Both, teleportation and transformation can be understood as a three-step processes compiled by: State 1 (before), the in-between moment (the shift) and State 2 (after). Although State 1 and State 2 (before and after teleportation/ transformation) will be respectively studied, a special focus will be given to the middle part of the process, the in-between moment, including time, space, the (technological) device as well as cultural aspects and possibilities. The in-between moment as a moment of trespassing is a point that not much focus has been given in artistic research till now, unlike State 1 and State 2; what exactly happens after Gregor Samsa sleeps as human and before he wakes up as an insect, or what happens right after Alice steps into the mirror and right before she enters Wonderland, what happens while Clark Kent is inside the phone booth (in Greek “thalamus”) are all invisible. The Greek word for the booth is “thalamus”, the same word used for that part of the brain where all senses end up, the relay station for sensory experiences.

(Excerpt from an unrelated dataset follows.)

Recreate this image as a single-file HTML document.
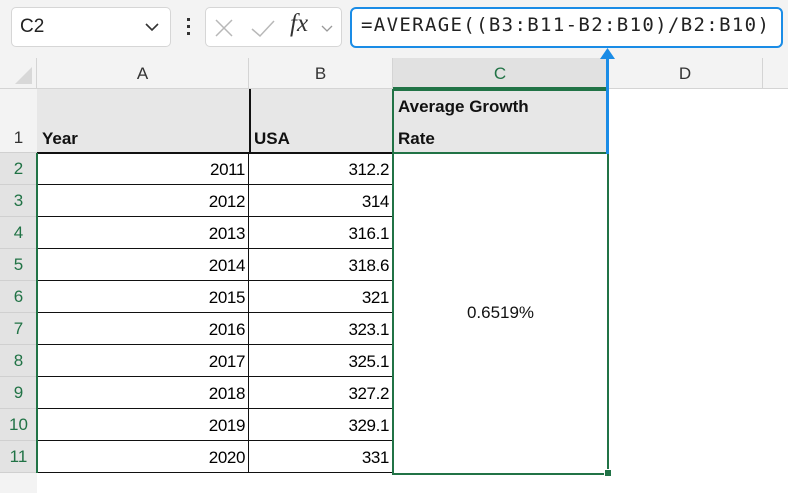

How to deal with the presence/absence of the body in terms of time and space during the in-between moment and how to stimulate imagination, memory and engage the senses towards the “impossible” using the means that consist a teleportation/transformation device?
The aim of my fundamental research-oriented or knowledge-open (erkenntnisoffenen) PhD project is, to proceed without pre-defining the format of the outcome, but letting it evolve through and within the study, investigation and experimentation instead, working on the following groups of objectives and research questions: i. approaching the ‘impossible’, ii. devices, iii. language storytelling) & other media, iv. possible combinations / experiments. Methods used are: reading connected to the main terms, practicing hypnosis, meditation and relevant practices that use language and engage the body, public presentation(s) and interviews with three groups of peers. As peers I consider persons who experience alternative mind sets, indicatively children, people in love and people with schizophrenia. From the very beginning and to this point, the methodology and the format evolve along with the artistic research.